Income Tax; Writ Petition Maintainability; Double Taxation Avoidance Agreement (India-Pakistan); Delay and Laches; Alternative Remedy; Locus Standi of Registered Firm.

Key Legal Propositions

  1. A writ petition challenging an alleged illegal tax recovery is not maintainable if filed after an inordinate and unexplained delay, particularly when an effective alternative remedy by way of a civil suit was available, which itself would have become time-barred.
  2. The Agreement for Avoidance of Double Taxation between India and Pakistan applies only when income is actually or potentially subjected to taxation in both Dominions, thereby requiring abatement for genuinely doubly taxed income.
  3. Income derived from territories which were part of British India before the formation of Pakistan (August 15, 1947) and assessed at the firm's head office in India is not subject to double taxation by Pakistan, even if those territories subsequently became part of Pakistan.
  4. A registered firm, which under the Indian Income-tax Act, 1922, was not liable to pay income tax itself (tax being assessed on individual partners), generally lacks locus standi to file a writ petition challenging tax recovery or seeking refund on behalf of its partners.

Judgment Summary

Background

M/s.
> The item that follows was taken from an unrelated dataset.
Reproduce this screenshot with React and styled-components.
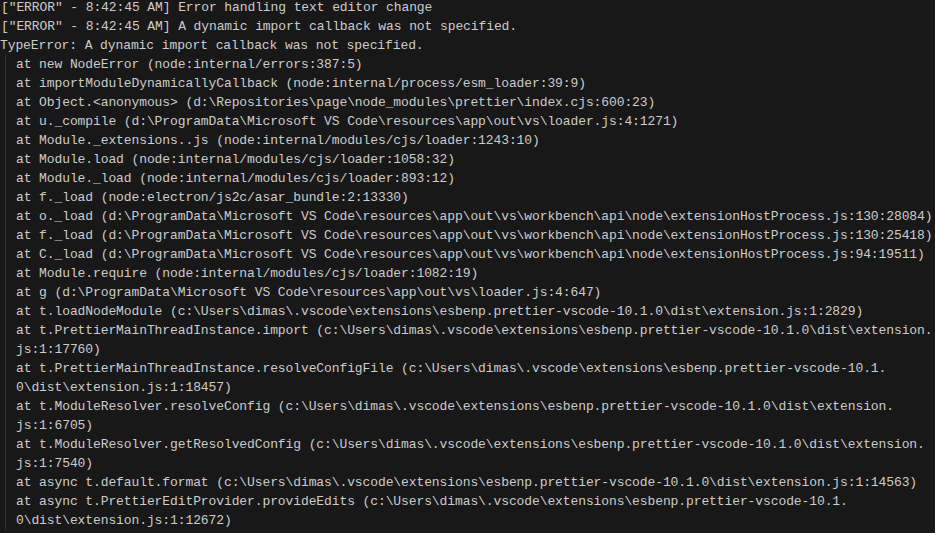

Bansi Dhar Kapur and Sons, a registered firm with its head office in Amritsar, was assessed to income tax for the assessment years 1947-48 and 1948-49. The Income Tax Officer (ITO) included income from branches located in territories that subsequently became part of Pakistan, as well as income from Jammu. Tax amounting to Rs. 74,899-6-0, considered by the firm to be on its 'Pakistan income', was recovered in May 1950. The firm made several representations to the Central Board of Revenue (CBR) seeking a refund, citing the Agreement for Avoidance of Double Taxation between India and Pakistan and a CBR circular. Dissatisfied with the CBR's stand, the firm filed a Civil Writ Petition (No. 535-D/60) before the Punjab High Court at Delhi on December 7, 1960, praying for the quashing of recovery orders and a refund. The learned single judge dismissed the writ petition on May 22, 1970, holding that there was no illegality in the tax collection, the double taxation agreement was not applicable as there was no assessment in Pakistan, and the petition was hopelessly belated. The firm appealed this decision under Clause 10 of the Letters Patent.